And that worship is precious to God.

But worship doesn’t come as naturally, as easily, when you’ve missed your rent payment again, when your family rejects you, when your favorite grandmother just died. Scripture talks about “a sacrifice of praise” [Hebrews 13:15]. One reason that Job is among my heroes is because when he got the news about the death of his children and the theft of his fortune, “he fell to the ground in worship” [Job 1:20].

Worship in these circumstances is more costly to us.

I find that worship in those circumstances is more precious in me as well, from two perspectives.

First, in times of disappointment and failure, my soul is more vulnerable, more pliable, more raw. When I come before God in worship in those times, I am more effectively conformed to his image, and I receive more of his comfort and provision (though I may not recognize that until later).

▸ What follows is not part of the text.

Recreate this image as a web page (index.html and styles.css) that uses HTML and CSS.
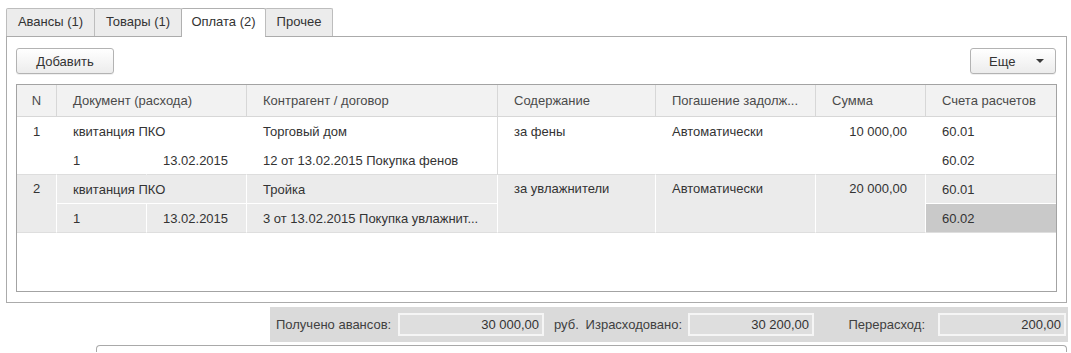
FILE: index.html
```html
<!DOCTYPE html>
<html lang="ru">
<head>
<meta charset="utf-8">
<title>Оплата</title>
<link rel="stylesheet" href="styles.css">
</head>
<body>
<div class="page">
  <div class="tabs">
    <div class="tab t1">Авансы (1)</div>
    <div class="tab t2">Товары (1)</div>
    <div class="tab t3 active">Оплата (2)</div>
    <div class="tab t4">Прочее</div>
  </div>
  <div class="panel">
    <div class="toolbar">
      <button class="btn add">Добавить</button>
      <button class="btn more"><span>Еще</span><span class="caret"></span></button>
    </div>
    <div class="grid">
      <table class="tbl">
        <colgroup>
          <col class="c-n"><col class="c-da"><col class="c-db"><col class="c-k"><col class="c-s"><col class="c-p"><col class="c-sum"><col class="c-sch">
        </colgroup>
        <thead>
          <tr>
            <th class="center">N</th>
            <th colspan="2">Документ (расхода)</th>
            <th>Контрагент / договор</th>
            <th>Содержание</th>
            <th>Погашение задолж...</th>
            <th>Сумма</th>
            <th class="last">Счета расчетов</th>
          </tr>
        </thead>
        <tbody class="r1">
          <tr>
            <td rowspan="2" class="center top end">1</td>
            <td colspan="2">квитанция ПКО</td>
            <td class="k">Торговый дом</td>
            <td rowspan="2" class="top end">за фены</td>
            <td rowspan="2" class="top end">Автоматически</td>
            <td rowspan="2" class="top end right">10 000,00</td>
            <td class="last">60.01</td>
          </tr>
          <tr class="sub2">
            <td>1</td>
            <td class="right">13.02.2015</td>
            <td class="k">12 от 13.02.2015 Покупка фенов</td>
            <td class="last">60.02</td>
          </tr>
        </tbody>
        <tbody class="r2">
          <tr class="sub1">
            <td rowspan="2" class="center top end">2</td>
            <td colspan="2">квитанция ПКО</td>
            <td class="k">Тройка</td>
            <td rowspan="2" class="top end">за увлажнители</td>
            <td rowspan="2" class="top end">Автоматически</td>
            <td rowspan="2" class="top end right">20 000,00</td>
            <td class="last">60.01</td>
          </tr>
          <tr class="sub2">
            <td>1</td>
            <td class="right">13.02.2015</td>
            <td class="k">3 от 13.02.2015 Покупка увлажнит...</td>
            <td class="last current">60.02</td>
          </tr>
        </tbody>
      </table>
    </div>
  </div>
  <div class="totals">
    <span class="lbl l1">Получено авансов:</span>
    <span class="field f1">30 000,00</span>
    <span class="unit">руб.</span>
    <span class="lbl l2">Израсходовано:</span>
    <span class="field f2">30 200,00</span>
    <span class="lbl l3">Перерасход:</span>
    <span class="field f3">200,00</span>
  </div>
  <div class="comment"></div>
</div>
</body>
</html>
```

FILE: styles.css
```css
html, body {
  margin: 0;
  padding: 0;
  background: #fff;
  overflow: hidden;
}

body {
  font-family: "Liberation Sans", Arial, sans-serif;
  font-size: 13px;
  color: #333;
}

.page {
  padding: 8px 0 0 6px;
  width: 1062px;
}

/* Tabs */
.tabs {
  display: flex;
  align-items: flex-start;
  height: 28px;
  position: relative;
  z-index: 1;
}

.tab {
  box-sizing: border-box;
  height: 28px;
  line-height: 26px;
  text-align: center;
  background: #ececec;
  border: 1px solid #bdbdbd;
  border-bottom: none;
  border-radius: 2px 2px 0 0;
  color: #333;
  margin-left: -1px;
}

.t1 { width: 89px; margin-left: 0; }
.t2 { width: 88px; }
.t3 { width: 85px; }
.t4 { width: 68px; }

.tab.active {
  height: 29px;
  background: #fff;
  border-color: #b0b0b0;
}

/* Panel */
.panel {
  box-sizing: border-box;
  width: 1061px;
  height: 267px;
  border: 1px solid #ababab;
  padding: 11px 9px 10px 9px;
}

.toolbar {
  display: flex;
  justify-content: space-between;
  height: 26px;
}

.btn {
  box-sizing: border-box;
  height: 26px;
  margin: 0;
  border: 1px solid #b3b3b3;
  border-radius: 3px;
  background: linear-gradient(#ffffff, #ececec);
  box-shadow: 0 1px 0 rgba(0, 0, 0, 0.06);
  font-family: "Liberation Sans", Arial, sans-serif;
  font-size: 13px;
  color: #333;
  padding: 0;
}

.add {
  width: 98px;
}

.more {
  width: 86px;
  margin-right: 1px;
  display: flex;
  align-items: center;
  justify-content: space-between;
  padding: 0 11px 0 18px;
}

.caret {
  width: 0;
  height: 0;
  border-left: 4px solid transparent;
  border-right: 4px solid transparent;
  border-top: 4px solid #3a3a3a;
}

/* Grid */
.grid {
  box-sizing: border-box;
  margin-top: 10px;
  height: 208px;
  border: 1px solid #a3a3a3;
  overflow: hidden;
}

.tbl {
  width: 1039px;
  table-layout: fixed;
  border-collapse: separate;
  border-spacing: 0;
}

.c-n { width: 40px; }
.c-da { width: 90px; }
.c-db { width: 100px; }
.c-k { width: 251px; }
.c-s { width: 158px; }
.c-p { width: 160px; }
.c-sum { width: 110px; }
.c-sch { width: 130px; }

.tbl th {
  height: 31px;
  padding: 0 0 0 16px;
  background: #f2f2f2;
  border-right: 1px solid #d7d7d7;
  border-bottom: 1px solid #d7d7d7;
  font-weight: normal;
  text-align: left;
  color: #4a4a4a;
  white-space: nowrap;
  overflow: hidden;
}

.tbl th.center {
  padding: 0;
  text-align: center;
}

.tbl th.last,
.tbl td.last {
  border-right: none;
}

.tbl td {
  height: 28px;
  padding: 0 16px 0 16px;
  border-right: 1px solid #fff;
  white-space: nowrap;
  overflow: hidden;
  vertical-align: middle;
}

.tbl td.center {
  padding: 0;
  text-align: center;
}

.tbl td.right {
  text-align: right;
  padding-right: 18px;
}

.tbl td.top {
  vertical-align: top;
  line-height: 28px;
}

.r1 td {
  background: #fff;
}

.r1 td.k {
  border-right-color: #dadada;
}

.r1 tr:first-child td {
  height: 29px;
}

.r1 tr.sub2 td,
.r1 td.end {
  border-bottom: 1px solid #dddddd;
}

.r1 td.top {
  line-height: 29px;
}

.r2 td {
  background: #ebebeb;
}

.r2 tr.sub1 td {
  border-bottom: 1px solid #fff;
}

.r2 tr.sub1 td.end,
.r2 tr.sub2 td {
  border-bottom: 1px solid #dedede;
}

.r2 td.current {
  background: #c9c9c9;
}

/* Totals */
.totals {
  box-sizing: border-box;
  margin: 4px 0 0 264px;
  width: 798px;
  height: 35px;
  background: #dadada;
  display: flex;
  align-items: center;
  padding: 0 2px 0 6px;
  color: #404040;
  white-space: nowrap;
}

.lbl {
  box-sizing: border-box;
}

.l1 { width: 122px; }
.l2 { width: 112px; text-align: right; padding-right: 6px; }
.l3 { width: 124px; text-align: right; padding-right: 13px; }

.unit {
  box-sizing: border-box;
  width: 32px;
  padding-left: 10px;
}

.field {
  box-sizing: border-box;
  height: 23px;
  line-height: 19px;
  border: 2px solid #f5f5f5;
  background: #dedede;
  text-align: right;
  padding-right: 3px;
  color: #333;
}

.f1 { width: 146px; }
.f2 { width: 126px; }
.f3 { width: 128px; }

.comment {
  box-sizing: border-box;
  margin: 3px 0 0 90px;
  width: 971px;
  height: 7px;
  border: 1px solid #a9a9a9;
  border-bottom: none;
  border-radius: 4px 4px 0 0;
}
```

Second, when I observe you worshipping passionately in the midst of your trials, that ignites something in me in response. Sometimes it’s igniting worship in me, sometimes gratitude or joy.

Watching someone worshipping in the midst of blessing and gratitude is cool too. But when you are worshipping God purposefully in those times, your worship has a more powerful effect on me, and therefore is more precious to me.

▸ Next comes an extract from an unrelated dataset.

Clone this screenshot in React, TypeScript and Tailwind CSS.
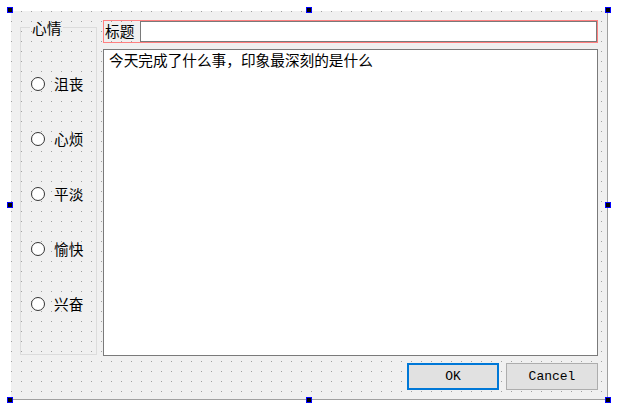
import React from "react";

const moods = ["沮丧", "心烦", "平淡", "愉快", "兴奋"];

function Handle({ cls }: { cls: string }) {
  return <div className={`absolute w-[6px] h-[6px] border border-[#0000ff] bg-black ${cls}`} />;
}

export default function App() {
  return (
    <div
      className="relative w-[618px] h-[410px] bg-white overflow-hidden text-black"
      style={{ fontFamily: '"Noto Sans CJK SC", "Noto Sans", sans-serif' }}
    >
      <div className="ml-[11px] mt-[11px] w-[597px] h-[389px] border-r border-b border-[#a0a0a0] bg-[#f0f0f0] bg-[linear-gradient(to_bottom,transparent_1px,#f0f0f0_1px),linear-gradient(to_right,#a0a0a0_1px,#f0f0f0_1px)] bg-size-[10px_10px] p-[9px] flex flex-col">
        <div className="flex gap-[6px] items-start">
          <fieldset className="w-[77px] h-[335px] border border-[#dcdcdc] min-w-0">
            <legend className="ml-[9px] px-[2px] text-[14.67px] leading-[15px]">心情</legend>
            <div className="flex flex-col pt-[38px] pl-[10px] gap-[34px]">
              {moods.map((m) => (
                <div key={m} className="flex items-center h-[21px] gap-[9px]">
                  <span className="w-[14px] h-[14px] rounded-full border border-[#333333] bg-white shrink-0" />
                  <span className="text-[14.67px] leading-[17px] whitespace-nowrap -mt-[1px]">{m}</span>
                </div>
              ))}
            </div>
          </fieldset>
          <div className="w-[495px] flex flex-col gap-[6px]">
            <div className="h-[23px] border border-[#ff8080] flex">
              <div className="w-[36px] pl-[1px] text-[14.67px] leading-[19px] whitespace-nowrap">标题</div>
              <div className="flex-1 h-[21px] border border-[#7a7a7a] bg-white" />
            </div>
            <div className="h-[307px] border border-[#7a7a7a] bg-white pl-[5px] pt-[1px] text-[14.67px] leading-[17px]">
              今天完成了什么事，印象最深刻的是什么
            </div>
          </div>
        </div>
        <div className="flex justify-end gap-[7px] mt-[7px]">
          <div
            className="w-[92px] h-[27px] border-2 border-[#0078d7] bg-[#e1e1e1] flex items-center justify-center text-[13px]"
            style={{ fontFamily: '"Liberation Mono", monospace' }}
          >
            OK
          </div>
          <div
            className="w-[92px] h-[27px] border border-[#adadad] bg-[#e1e1e1] flex items-center justify-center text-[13px]"
            style={{ fontFamily: '"Liberation Mono", monospace' }}
          >
            Cancel
          </div>
        </div>
      </div>
      <Handle cls="left-[7px] top-[7px]" />
      <Handle cls="left-[306px] top-[7px]" />
      <Handle cls="left-[605px] top-[7px]" />
      <Handle cls="left-[7px] top-[202px]" />
      <Handle cls="left-[605px] top-[202px]" />
      <Handle cls="left-[7px] top-[397px]" />
      <Handle cls="left-[306px] top-[397px]" />
      <Handle cls="left-[605px] top-[397px]" />
    </div>
  );
}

Is it more precious to God? That’s a tough one. Since Scripture doesn’t seem to answer that question, I figure I maybe shouldn’t answer for him where he’s chosen not to answer.
However, a good number of people believe that yes, God does appreciate worship more when it comes out of difficult trials.

Now here’s where the trap comes.

If I believe that my worship is more meaningful to God when it comes from trials, then I might be tempted to go looking for trials in order to “level up” the value of their worship before God. And there are all kinds of problems with that.

○ I’ve known people who believed this, and tried to walk it out. Their lives were messed up. They intentionally chose physically demanding jobs, they wouldn’t let anyone help them so as to not “lose their reward.” They had no joy, no friends, and no fruit in their lives. These were miserable people.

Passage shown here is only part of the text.